The IBC app in Solidity template includes some base contracts for applications you can inherit from. Then it simply comes down to adding the dispatcher or universal channel handler address to the constructor of your applications's contract.
Although recommended to get started, it's not required to use ibc-app-solidity-template. In that case you'll have to manually add the dependencies to your project and look at the example contracts in the vIBC core smart contracts repo to implement the required interfaces.
Testing IBC behaviour
Currently, local dev environments to test full E2E packet (or channel creation) flow are limited so we recommend the following testing strategy:
- Add IBC packet lifecylce and/or channel lifecycle methods and add unit tests (e.g. in Hardhat/Foundry) for the functions in isolation.
- Deploy and test on testnet using the sim client.
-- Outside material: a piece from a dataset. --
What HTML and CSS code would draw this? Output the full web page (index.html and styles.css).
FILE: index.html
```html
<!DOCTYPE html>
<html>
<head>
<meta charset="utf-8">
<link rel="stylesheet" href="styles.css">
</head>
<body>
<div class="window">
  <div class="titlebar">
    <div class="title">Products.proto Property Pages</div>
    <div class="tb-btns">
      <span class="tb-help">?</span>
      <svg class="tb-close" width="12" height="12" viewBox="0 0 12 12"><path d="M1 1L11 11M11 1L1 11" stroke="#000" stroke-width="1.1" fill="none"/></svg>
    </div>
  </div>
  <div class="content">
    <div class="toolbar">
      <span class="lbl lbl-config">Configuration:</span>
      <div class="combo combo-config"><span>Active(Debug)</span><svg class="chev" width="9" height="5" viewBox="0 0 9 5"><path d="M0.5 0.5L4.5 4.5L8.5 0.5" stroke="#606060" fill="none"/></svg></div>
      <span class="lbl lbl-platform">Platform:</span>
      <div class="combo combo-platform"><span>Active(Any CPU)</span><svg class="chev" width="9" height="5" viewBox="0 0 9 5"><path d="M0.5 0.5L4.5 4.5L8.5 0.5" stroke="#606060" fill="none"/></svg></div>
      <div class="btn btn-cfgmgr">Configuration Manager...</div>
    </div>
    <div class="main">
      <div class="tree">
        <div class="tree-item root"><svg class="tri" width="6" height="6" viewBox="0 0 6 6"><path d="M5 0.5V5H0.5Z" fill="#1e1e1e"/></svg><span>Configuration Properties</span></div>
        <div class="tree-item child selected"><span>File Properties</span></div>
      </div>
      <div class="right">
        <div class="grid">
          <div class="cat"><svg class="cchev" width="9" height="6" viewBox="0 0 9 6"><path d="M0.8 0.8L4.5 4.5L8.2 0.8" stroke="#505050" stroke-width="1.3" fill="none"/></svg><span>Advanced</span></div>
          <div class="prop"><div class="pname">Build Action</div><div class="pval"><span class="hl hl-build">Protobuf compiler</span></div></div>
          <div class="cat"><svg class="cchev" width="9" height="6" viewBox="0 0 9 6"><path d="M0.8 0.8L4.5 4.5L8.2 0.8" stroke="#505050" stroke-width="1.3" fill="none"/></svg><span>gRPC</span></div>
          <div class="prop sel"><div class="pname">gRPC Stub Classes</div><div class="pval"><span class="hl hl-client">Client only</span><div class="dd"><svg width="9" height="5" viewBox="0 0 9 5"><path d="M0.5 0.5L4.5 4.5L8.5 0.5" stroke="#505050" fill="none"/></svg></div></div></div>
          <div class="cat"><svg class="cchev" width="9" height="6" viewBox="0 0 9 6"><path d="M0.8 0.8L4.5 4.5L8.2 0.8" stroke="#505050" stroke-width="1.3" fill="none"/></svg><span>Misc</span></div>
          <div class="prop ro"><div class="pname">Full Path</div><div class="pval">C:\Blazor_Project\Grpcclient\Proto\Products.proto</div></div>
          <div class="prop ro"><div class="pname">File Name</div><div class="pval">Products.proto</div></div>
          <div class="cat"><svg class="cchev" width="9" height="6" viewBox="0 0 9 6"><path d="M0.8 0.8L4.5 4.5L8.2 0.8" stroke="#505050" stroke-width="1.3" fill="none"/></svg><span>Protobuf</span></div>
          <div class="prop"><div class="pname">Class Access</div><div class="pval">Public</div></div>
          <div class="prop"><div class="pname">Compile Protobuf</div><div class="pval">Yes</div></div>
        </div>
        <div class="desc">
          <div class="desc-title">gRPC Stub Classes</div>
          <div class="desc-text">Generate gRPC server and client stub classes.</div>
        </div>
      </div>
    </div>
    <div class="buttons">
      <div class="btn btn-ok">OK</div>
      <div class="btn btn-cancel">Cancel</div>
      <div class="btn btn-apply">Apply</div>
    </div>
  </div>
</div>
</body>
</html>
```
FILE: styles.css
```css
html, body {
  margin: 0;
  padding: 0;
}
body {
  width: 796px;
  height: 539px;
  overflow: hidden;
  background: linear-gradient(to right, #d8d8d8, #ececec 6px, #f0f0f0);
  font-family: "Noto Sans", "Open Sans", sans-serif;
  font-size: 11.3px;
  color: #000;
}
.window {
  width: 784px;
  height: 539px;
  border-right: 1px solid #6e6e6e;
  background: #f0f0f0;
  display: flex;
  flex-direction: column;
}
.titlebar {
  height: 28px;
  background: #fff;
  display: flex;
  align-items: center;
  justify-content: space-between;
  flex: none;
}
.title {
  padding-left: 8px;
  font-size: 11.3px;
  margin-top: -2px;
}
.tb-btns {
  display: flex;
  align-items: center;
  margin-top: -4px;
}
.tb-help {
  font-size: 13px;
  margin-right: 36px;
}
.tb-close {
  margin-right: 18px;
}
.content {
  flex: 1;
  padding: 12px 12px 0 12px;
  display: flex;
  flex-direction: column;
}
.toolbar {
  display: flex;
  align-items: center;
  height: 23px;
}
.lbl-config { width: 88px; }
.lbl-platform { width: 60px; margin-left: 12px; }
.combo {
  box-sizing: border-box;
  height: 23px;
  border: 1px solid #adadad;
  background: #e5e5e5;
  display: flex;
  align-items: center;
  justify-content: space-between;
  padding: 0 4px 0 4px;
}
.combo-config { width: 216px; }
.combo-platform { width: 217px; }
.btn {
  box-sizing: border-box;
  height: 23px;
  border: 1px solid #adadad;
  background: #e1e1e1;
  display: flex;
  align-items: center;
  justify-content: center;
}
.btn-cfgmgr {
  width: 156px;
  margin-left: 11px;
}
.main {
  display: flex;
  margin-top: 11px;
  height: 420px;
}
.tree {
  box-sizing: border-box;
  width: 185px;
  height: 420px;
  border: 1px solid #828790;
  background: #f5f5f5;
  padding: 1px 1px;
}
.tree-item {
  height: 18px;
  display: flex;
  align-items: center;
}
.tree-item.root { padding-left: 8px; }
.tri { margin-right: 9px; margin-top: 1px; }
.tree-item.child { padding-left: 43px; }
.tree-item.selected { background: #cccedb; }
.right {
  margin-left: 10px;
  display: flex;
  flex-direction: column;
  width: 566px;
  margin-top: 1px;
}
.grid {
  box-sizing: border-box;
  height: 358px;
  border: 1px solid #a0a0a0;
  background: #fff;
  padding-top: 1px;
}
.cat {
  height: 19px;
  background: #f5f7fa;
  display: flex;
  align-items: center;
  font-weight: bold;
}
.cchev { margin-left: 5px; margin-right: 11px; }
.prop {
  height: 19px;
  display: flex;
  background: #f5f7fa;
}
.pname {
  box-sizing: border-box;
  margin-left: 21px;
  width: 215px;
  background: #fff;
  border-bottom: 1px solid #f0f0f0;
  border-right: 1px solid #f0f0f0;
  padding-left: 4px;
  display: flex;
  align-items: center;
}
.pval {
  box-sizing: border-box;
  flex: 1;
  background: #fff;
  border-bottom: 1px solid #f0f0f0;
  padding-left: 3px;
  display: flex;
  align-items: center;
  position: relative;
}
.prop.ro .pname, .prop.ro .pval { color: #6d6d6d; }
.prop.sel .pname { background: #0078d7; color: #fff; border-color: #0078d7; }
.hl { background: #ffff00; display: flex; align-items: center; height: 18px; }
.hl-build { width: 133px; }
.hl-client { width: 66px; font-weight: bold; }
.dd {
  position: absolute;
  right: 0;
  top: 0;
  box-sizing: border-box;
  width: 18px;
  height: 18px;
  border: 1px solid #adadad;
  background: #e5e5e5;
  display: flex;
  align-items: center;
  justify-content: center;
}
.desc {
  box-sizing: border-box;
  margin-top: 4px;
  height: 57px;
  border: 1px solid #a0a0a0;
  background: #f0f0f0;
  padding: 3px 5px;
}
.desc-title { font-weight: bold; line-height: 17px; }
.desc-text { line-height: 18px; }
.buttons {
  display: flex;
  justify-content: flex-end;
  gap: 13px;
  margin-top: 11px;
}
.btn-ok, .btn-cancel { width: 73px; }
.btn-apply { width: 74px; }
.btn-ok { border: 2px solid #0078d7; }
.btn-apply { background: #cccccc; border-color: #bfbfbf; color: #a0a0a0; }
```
This client simply forwards messages without waiting for proofs to be available. This improves latency and makes sure that your application logic is correct before testing full (v)IBC flows with the client you'll use in production.
- When the logic works with sim client, pick the client you'll use in production and perform some extra testing.
In the table below you'll find for each testnet a link to the Dispatcher and Universal channel middleware contracts for different kinds of clients.
- The sim client is meant to be used for prototyping and iterative development. It is faster, but less secure
- The proof-enabled client goes through the channel or packet lifecycles with proofs provided by the relayer. This is slower, but more secure and representative of mainnet circumstances.
Be sure to move on to proof-enabled clients when your application logic looks sound.
Deploying to mainnet
We'll update this section when mainnet becomes available, although the principles will not change much compared to testnet.